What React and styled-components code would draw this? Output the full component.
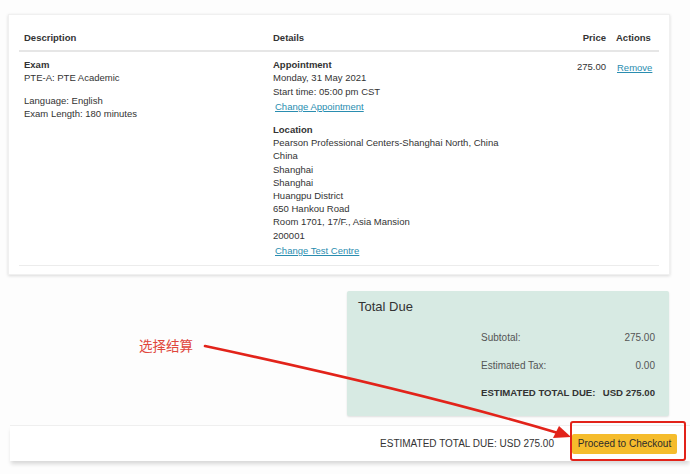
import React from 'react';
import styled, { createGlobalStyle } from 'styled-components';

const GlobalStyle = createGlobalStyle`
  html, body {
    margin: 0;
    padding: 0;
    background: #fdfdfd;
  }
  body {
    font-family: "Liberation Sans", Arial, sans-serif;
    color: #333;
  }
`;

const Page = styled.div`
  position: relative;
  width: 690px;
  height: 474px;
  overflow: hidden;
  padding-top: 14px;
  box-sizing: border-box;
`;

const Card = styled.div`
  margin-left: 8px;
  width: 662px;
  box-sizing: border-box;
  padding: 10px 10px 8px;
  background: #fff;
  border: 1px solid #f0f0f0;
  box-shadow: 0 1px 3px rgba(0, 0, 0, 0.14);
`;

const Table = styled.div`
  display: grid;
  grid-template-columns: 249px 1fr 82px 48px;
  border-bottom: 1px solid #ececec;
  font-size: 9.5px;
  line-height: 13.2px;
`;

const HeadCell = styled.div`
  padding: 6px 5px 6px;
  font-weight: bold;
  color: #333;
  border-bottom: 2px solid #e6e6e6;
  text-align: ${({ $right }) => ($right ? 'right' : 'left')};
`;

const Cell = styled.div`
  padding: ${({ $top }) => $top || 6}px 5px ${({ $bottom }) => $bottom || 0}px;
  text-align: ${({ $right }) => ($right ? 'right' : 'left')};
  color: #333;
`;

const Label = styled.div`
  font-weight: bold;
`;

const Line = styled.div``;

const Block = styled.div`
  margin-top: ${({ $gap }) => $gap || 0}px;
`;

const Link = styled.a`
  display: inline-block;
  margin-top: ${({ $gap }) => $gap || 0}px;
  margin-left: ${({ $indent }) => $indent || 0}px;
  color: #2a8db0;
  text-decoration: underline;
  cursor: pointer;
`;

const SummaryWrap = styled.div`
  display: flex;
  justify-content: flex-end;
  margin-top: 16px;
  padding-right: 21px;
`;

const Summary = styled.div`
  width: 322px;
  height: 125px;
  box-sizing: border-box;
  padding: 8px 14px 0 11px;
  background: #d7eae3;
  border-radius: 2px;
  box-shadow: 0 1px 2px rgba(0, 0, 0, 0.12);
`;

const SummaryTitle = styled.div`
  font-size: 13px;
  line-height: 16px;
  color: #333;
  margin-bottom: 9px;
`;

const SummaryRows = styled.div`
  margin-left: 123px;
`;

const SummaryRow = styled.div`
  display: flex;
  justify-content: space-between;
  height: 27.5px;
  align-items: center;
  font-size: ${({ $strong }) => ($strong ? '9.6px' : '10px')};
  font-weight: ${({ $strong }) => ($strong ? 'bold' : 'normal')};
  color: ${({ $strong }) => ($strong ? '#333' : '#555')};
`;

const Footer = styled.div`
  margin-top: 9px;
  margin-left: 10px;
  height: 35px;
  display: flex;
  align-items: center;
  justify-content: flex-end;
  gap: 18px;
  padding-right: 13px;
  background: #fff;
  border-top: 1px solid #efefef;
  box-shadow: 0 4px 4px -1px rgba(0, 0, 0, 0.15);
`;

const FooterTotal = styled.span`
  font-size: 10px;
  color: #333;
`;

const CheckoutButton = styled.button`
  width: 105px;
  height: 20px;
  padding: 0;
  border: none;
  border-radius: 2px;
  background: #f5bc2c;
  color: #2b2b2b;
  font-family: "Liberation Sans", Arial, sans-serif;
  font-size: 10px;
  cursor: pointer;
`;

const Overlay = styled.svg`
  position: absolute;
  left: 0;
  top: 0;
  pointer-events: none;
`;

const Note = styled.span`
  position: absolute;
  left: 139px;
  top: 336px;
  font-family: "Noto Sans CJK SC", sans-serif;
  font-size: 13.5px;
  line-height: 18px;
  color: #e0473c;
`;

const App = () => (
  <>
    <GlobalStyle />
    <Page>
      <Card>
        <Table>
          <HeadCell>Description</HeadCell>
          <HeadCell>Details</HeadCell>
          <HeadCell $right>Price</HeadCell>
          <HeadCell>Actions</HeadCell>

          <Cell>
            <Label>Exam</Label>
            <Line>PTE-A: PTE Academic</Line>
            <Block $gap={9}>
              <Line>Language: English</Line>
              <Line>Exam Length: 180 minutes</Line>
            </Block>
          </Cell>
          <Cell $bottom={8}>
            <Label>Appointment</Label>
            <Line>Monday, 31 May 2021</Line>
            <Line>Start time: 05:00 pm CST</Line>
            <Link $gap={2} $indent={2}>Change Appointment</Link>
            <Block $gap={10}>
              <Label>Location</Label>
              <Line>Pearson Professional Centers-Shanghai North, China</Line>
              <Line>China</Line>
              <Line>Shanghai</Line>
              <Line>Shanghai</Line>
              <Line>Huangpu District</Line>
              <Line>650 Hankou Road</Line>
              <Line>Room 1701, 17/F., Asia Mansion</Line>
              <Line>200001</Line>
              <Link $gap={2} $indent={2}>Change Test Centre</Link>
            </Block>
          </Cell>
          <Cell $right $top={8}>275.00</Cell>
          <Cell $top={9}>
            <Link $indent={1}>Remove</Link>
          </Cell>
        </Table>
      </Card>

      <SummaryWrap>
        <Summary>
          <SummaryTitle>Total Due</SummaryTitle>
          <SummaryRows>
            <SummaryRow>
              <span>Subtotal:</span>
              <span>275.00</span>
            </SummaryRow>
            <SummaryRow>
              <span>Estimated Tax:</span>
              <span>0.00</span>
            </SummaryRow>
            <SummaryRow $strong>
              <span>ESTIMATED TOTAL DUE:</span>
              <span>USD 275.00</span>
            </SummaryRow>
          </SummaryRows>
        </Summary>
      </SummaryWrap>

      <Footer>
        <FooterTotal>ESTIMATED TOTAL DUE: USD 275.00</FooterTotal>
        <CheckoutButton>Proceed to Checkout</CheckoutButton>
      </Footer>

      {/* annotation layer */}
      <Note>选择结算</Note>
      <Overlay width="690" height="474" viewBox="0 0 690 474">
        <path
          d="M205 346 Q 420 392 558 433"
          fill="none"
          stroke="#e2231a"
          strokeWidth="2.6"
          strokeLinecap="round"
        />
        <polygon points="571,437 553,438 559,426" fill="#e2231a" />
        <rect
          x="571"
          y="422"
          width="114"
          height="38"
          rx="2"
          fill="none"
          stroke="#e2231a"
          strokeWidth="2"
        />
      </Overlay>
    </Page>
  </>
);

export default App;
□ □ □
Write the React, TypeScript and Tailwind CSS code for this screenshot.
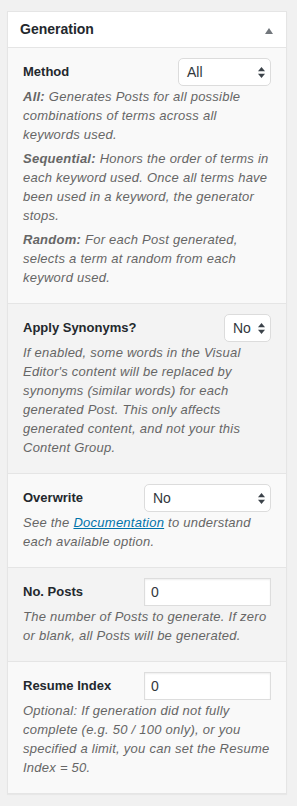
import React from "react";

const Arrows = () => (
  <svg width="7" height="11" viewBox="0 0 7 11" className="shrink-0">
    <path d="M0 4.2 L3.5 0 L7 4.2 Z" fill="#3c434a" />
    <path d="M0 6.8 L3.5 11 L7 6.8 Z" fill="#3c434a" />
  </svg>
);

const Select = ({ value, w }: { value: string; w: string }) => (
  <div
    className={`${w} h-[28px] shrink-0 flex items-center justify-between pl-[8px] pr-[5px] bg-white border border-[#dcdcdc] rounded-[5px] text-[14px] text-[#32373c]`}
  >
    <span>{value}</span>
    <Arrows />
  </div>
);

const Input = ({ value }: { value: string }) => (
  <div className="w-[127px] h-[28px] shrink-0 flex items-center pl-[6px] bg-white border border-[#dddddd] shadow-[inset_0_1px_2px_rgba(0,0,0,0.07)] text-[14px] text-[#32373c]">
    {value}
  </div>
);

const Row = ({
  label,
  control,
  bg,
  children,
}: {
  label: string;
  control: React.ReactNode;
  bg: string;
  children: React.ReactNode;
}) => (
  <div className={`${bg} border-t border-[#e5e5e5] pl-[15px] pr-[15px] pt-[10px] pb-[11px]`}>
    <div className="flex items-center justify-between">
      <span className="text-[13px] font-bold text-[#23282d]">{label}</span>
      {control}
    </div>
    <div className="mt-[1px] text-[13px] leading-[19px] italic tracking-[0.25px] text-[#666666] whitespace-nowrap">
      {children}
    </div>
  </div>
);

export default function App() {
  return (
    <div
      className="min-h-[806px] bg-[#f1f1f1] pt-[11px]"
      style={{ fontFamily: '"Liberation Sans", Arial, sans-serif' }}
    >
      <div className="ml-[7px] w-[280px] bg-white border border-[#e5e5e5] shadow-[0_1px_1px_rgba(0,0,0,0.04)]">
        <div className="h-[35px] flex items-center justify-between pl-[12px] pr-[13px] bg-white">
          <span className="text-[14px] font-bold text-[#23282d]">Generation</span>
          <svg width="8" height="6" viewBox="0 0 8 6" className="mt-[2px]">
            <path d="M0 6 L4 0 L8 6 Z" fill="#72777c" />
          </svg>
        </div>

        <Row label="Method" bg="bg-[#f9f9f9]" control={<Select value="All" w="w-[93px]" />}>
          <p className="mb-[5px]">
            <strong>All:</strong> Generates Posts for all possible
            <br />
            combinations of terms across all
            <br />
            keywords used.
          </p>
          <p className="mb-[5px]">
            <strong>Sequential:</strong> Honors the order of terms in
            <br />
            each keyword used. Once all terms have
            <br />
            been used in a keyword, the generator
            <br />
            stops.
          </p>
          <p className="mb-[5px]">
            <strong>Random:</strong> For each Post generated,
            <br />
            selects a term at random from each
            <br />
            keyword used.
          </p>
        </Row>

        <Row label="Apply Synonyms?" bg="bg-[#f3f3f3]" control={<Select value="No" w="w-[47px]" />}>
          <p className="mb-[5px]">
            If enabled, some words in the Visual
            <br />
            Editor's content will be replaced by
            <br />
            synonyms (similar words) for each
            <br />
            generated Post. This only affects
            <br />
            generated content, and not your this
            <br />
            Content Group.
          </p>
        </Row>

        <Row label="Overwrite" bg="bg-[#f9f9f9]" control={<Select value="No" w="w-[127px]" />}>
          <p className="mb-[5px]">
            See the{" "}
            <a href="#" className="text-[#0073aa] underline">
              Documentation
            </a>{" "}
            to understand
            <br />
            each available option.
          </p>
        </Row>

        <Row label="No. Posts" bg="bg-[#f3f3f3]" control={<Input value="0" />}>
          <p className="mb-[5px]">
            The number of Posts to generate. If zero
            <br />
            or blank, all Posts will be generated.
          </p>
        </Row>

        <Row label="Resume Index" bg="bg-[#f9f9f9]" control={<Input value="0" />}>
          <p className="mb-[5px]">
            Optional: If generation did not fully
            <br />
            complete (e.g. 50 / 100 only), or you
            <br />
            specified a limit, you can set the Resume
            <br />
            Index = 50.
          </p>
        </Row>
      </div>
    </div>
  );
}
□ □ □
> [REQUEST]:
Identify and copy lines that hold the string "components".

> [RIGHT ANSWER]:
What React and styled-components code would draw this? Output the full component.
import styled, { createGlobalStyle } from 'styled-components';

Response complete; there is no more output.